Landscape of Hope and Despair explores this refugee experience in Lebanon through the medium of spatial practices and identity set against the backdrop of prolonged violence.

Landscape of Hope and Despair
Palestinian Refugee Camps

Julie Peteet

2005 | ISBN 978-0-8122-3893-8

A volume in the Ethnography of Political Violence series

Nearly half of the world’s eight million Palestinians are registered refugees, having faced partition and exile. Landscape of Hope and Despair examines this refugee experience in Lebanon through the medium of spatial practices and identity, set against the backdrop of prolonged violence.

Julie Peteet explores how Palestinians have dealt with their experience as refugees by focusing attention on how a distinctive Palestinian identity has emerged from and been informed by fifty years of refugee history. Concentrating ethnographic scrutiny on a site-specific experience allows the author to shed light on the mutually constitutive character of place and cultural identification.

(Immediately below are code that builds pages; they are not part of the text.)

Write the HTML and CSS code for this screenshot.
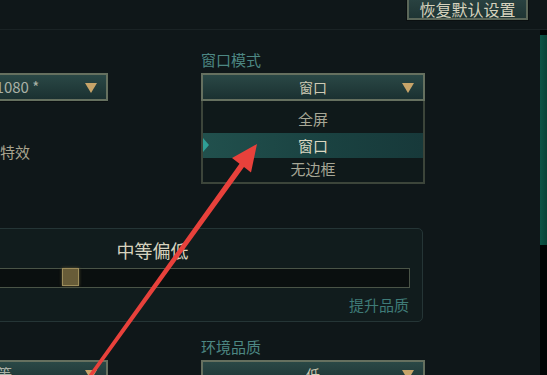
FILE: index.html
```html
<!DOCTYPE html>
<html lang="zh">
<head>
<meta charset="utf-8">
<title>设置</title>
<link rel="stylesheet" href="styles.css">
</head>
<body>
<div class="screen">
  <header class="topbar">
    <button class="reset-btn">恢复默认设置</button>
  </header>
  <div class="body-row">
    <main class="main">
      <div class="content">
        <div class="grid-row">
          <div class="field">
            <div class="label"></div>
            <div class="select select-left"><span class="select-text">1920x1080 *</span><span class="caret"></span></div>
          </div>
          <div class="field">
            <div class="label">窗口模式</div>
            <div class="select-wrap">
              <div class="select"><span class="select-text">窗口</span><span class="caret"></span></div>
              <ul class="menu">
                <li class="menu-item">全屏</li>
                <li class="menu-item active"><span class="marker"></span>窗口</li>
                <li class="menu-item">无边框</li>
              </ul>
            </div>
          </div>
        </div>

        <div class="option-row">特效</div>

        <section class="quality-panel">
          <div class="quality-title">中等偏低</div>
          <div class="track">
            <span class="thumb" style="left: 166px"></span>
          </div>
          <div class="quality-hint">提升品质</div>
        </section>

        <div class="grid-row bottom-row">
          <div class="field">
            <div class="label"></div>
            <div class="select select-left"><span class="select-text">中等</span><span class="caret"></span></div>
          </div>
          <div class="field">
            <div class="label">环境品质</div>
            <div class="select"><span class="select-text">低</span><span class="caret"></span></div>
          </div>
        </div>
      </div>
    </main>
    <aside class="scrollbar"><span class="scroll-thumb"></span></aside>
  </div>

  <svg class="annotation" width="547" height="375" viewBox="0 0 547 375">
    <polygon fill="#e8413b" points="257,144 251,172.5 244,167 91,378 88,376 239.5,163.8 232,158"/>
  </svg>
</div>
</body>
</html>
```
FILE: styles.css
```css
* { box-sizing: border-box; }

html, body {
  margin: 0;
  padding: 0;
}

body {
  width: 547px;
  height: 375px;
  overflow: hidden;
  background: #0f1719;
  font-family: "Noto Sans CJK SC", "Noto Sans", sans-serif;
}

.screen {
  position: relative;
  width: 547px;
  height: 375px;
  overflow: hidden;
  display: flex;
  flex-direction: column;
}

.topbar {
  height: 30px;
  flex: none;
  border-bottom: 1px solid #1a2325;
  display: flex;
  justify-content: flex-end;
  align-items: flex-end;
  padding-right: 19px;
  padding-bottom: 9px;
}

.reset-btn {
  width: 121px;
  height: 34px;
  margin: 0;
  padding: 11px 0 0;
  border: 2px solid #5b6759;
  background: linear-gradient(#2f4a49, #1f3534);
  color: #d6d2bd;
  font-family: inherit;
  font-size: 16px;
  line-height: 18px;
  text-align: center;
  box-shadow: 0 0 0 1px #0a0f10;
}

.body-row {
  flex: 1;
  display: flex;
  min-height: 0;
}

.main {
  width: 540px;
  flex: none;
  overflow: hidden;
}

.scrollbar {
  width: 7px;
  flex: none;
  background: #020404;
  display: flex;
  flex-direction: column;
}

.scroll-thumb {
  display: block;
  margin-top: 5px;
  height: 210px;
  background: linear-gradient(90deg, #0d5446, #0a4237);
}

.content {
  margin-left: -116px;
  padding-top: 21px;
  width: 541px;
  display: flex;
  flex-direction: column;
}

.grid-row {
  display: grid;
  grid-template-columns: 224px 224px;
  column-gap: 93px;
}

.field {
  display: flex;
  flex-direction: column;
  gap: 4px;
}

.label {
  height: 18px;
  font-size: 15px;
  line-height: 18px;
  color: #4d8783;
}

.select-wrap {
  position: relative;
}

.select {
  height: 28px;
  border: 2px solid #65705f;
  background: linear-gradient(#2a4846, #1b3131);
  display: flex;
  align-items: center;
  justify-content: center;
  position: relative;
  box-shadow: 0 1px 0 #0a0f10;
}

.select-text {
  font-size: 14px;
  line-height: 18px;
  color: #cfcab4;
}

.select-left {
  padding-left: 2px;
}

.select-left .select-text {
  font-size: 15px;
  color: #aab1a6;
}

.caret {
  position: absolute;
  right: 9px;
  top: 8px;
  width: 0;
  height: 0;
  border-left: 6px solid transparent;
  border-right: 6px solid transparent;
  border-top: 10px solid #c7a469;
}

.menu {
  position: absolute;
  left: 0;
  right: 0;
  top: 100%;
  margin: 0;
  padding: 5px 0 0;
  list-style: none;
  height: 83px;
  border: 2px solid #3c453a;
  border-top: none;
  background: #0f191a;
  z-index: 2;
}

.menu-item {
  position: relative;
  height: 25px;
  font-size: 15px;
  line-height: 25px;
  text-align: center;
  color: #a7a796;
}

.menu-item.active {
  margin-top: 2px;
  margin-bottom: -2px;
  background: linear-gradient(90deg, #21504d, #1a4241 55%, #17393a);
  color: #dcd8c2;
}

.marker {
  position: absolute;
  left: 0;
  top: 5px;
  width: 0;
  height: 0;
  border-top: 7px solid transparent;
  border-bottom: 7px solid transparent;
  border-left: 6px solid #2f9f96;
}

.option-row {
  margin-top: 41px;
  padding-left: 116px;
  font-size: 15px;
  line-height: 20px;
  color: #a8a48f;
}

.quality-panel {
  margin: 66px 2px 0 -2px;
  height: 94px;
  border: 1px solid #253536;
  border-radius: 5px;
  background: #111c1d;
  padding: 10px 12px 0;
  display: flex;
  flex-direction: column;
}

.quality-title {
  text-align: center;
  font-size: 18px;
  line-height: 22px;
  color: #d7d3bf;
}

.track {
  position: relative;
  margin-top: 7px;
  height: 20px;
  border: 1px solid #4a5447;
  background: #0a0f0f;
}

.thumb {
  position: absolute;
  top: -1px;
  width: 17px;
  height: 18px;
  border: 1px solid #9d8d5b;
  background: #685c38;
  box-shadow: 0 0 3px #5d5232;
}

.quality-hint {
  margin-top: 7px;
  text-align: right;
  font-size: 15px;
  line-height: 20px;
  color: #3f7b77;
  padding-right: 1px;
}

.bottom-row {
  margin-top: 16px;
}

.annotation {
  position: absolute;
  left: 0;
  top: 0;
  z-index: 5;
  pointer-events: none;
}
```
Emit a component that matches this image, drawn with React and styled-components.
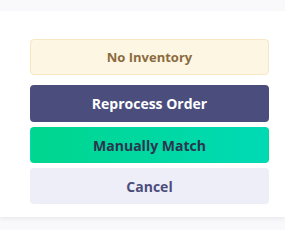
import React from "react";
import styled, { createGlobalStyle } from "styled-components";

const GlobalStyle = createGlobalStyle`
  html, body {
    margin: 0;
    padding: 0;
    background: #f9f9fc;
    font-family: "Open Sans", "Liberation Sans", sans-serif;
  }
`;

const Page = styled.div`
  padding-top: 11px;
  height: 230px;
  box-sizing: border-box;
`;

const Card = styled.div`
  background: #ffffff;
  box-shadow: 0 2px 4px rgba(40, 40, 80, 0.08);
  padding: 28px 16px 13px 30px;
  display: flex;
  flex-direction: column;
  gap: 5px;
`;

const Button = styled.button`
  height: 36px;
  width: 100%;
  border-radius: 4px;
  border: 1px solid transparent;
  font-family: inherit;
  font-weight: 700;
  font-size: 14px;
  cursor: pointer;
  display: flex;
  align-items: center;
  justify-content: center;
  padding: 0;
`;

const StatusBox = styled(Button)`
  background: #fdf6e3;
  border-color: #f7e7c3;
  color: #8b6b3e;
  font-size: 13px;
  margin-bottom: 5px;
  cursor: default;
`;

const Primary = styled(Button)`
  height: 37px;
  background: #4b4d7c;
  color: #ffffff;
`;

const Match = styled(Button)`
  background: linear-gradient(90deg, #00d68e 0%, #00dab5 100%);
  color: #2b3550;
`;

const Secondary = styled(Button)`
  background: #eeeef8;
  color: #4b4d7c;
`;

export default function App() {
  return (
    <>
      <GlobalStyle />
      <Page>
        <Card>
          <StatusBox>No Inventory</StatusBox>
          <Primary>Reprocess Order</Primary>
          <Match>Manually Match</Match>
          <Secondary>Cancel</Secondary>
        </Card>
      </Page>
    </>
  );
}
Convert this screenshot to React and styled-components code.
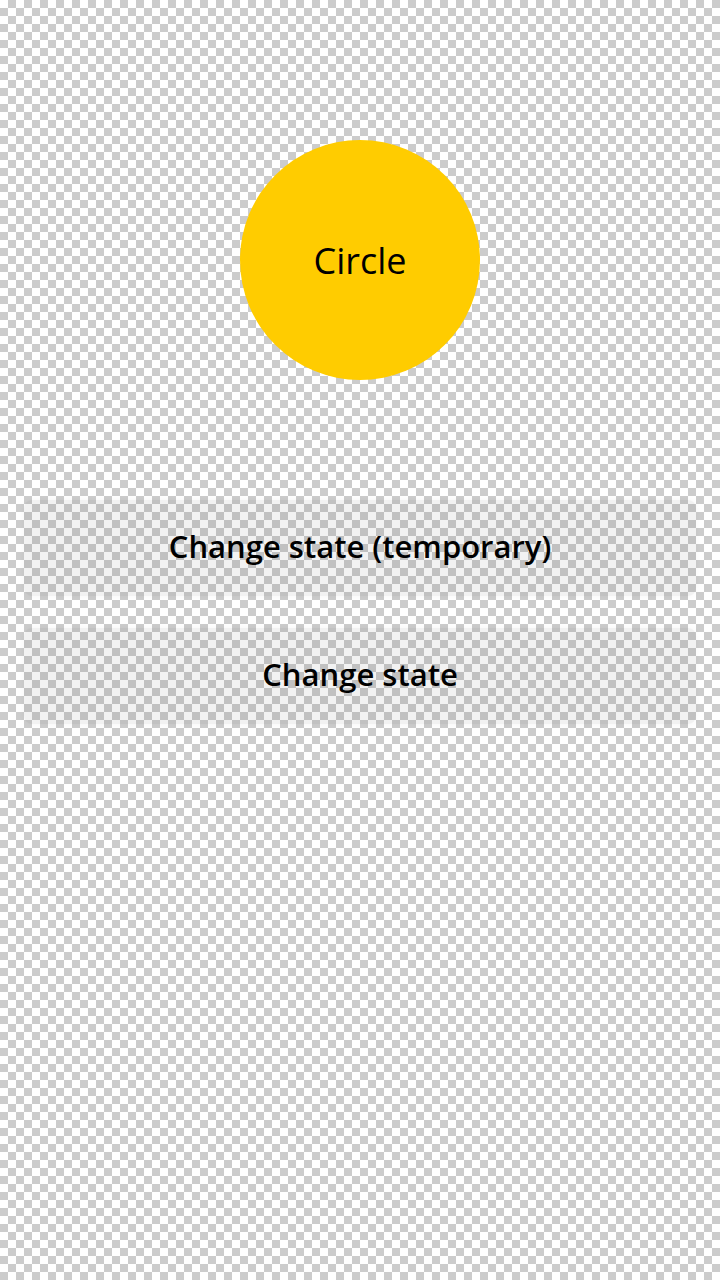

Palestinian refugee camps are contradictory places: sites of grim despair, but also of hope and creativity. Within these cramped spaces, refugees have crafted new worlds of meaning and visions of the possible in politics. In the process, their historical predicament was a point of departure for social action and thus became radically transformed. Beginning with the calamity of 1948, Landscape of Hope and Despair traces the dialectic of place and cultural identification through the initial despair of the 1950s and early 1960s to the tumultuous days of the resistance and the violence of the Lebanese civil war and its aftermath. Most significantly, this study articulates space, place, and identity to construct an alternative to the received national narratives of Palestinian society and history.

The moving stories told here form a larger picture of these refugees as a people struggling to recreate their sense of place and identity and add meaning to their surroundings through the use of culture and memory.

Julie Peteet is Associate Professor and Chair of the Department of Anthropology at the University of Louisville.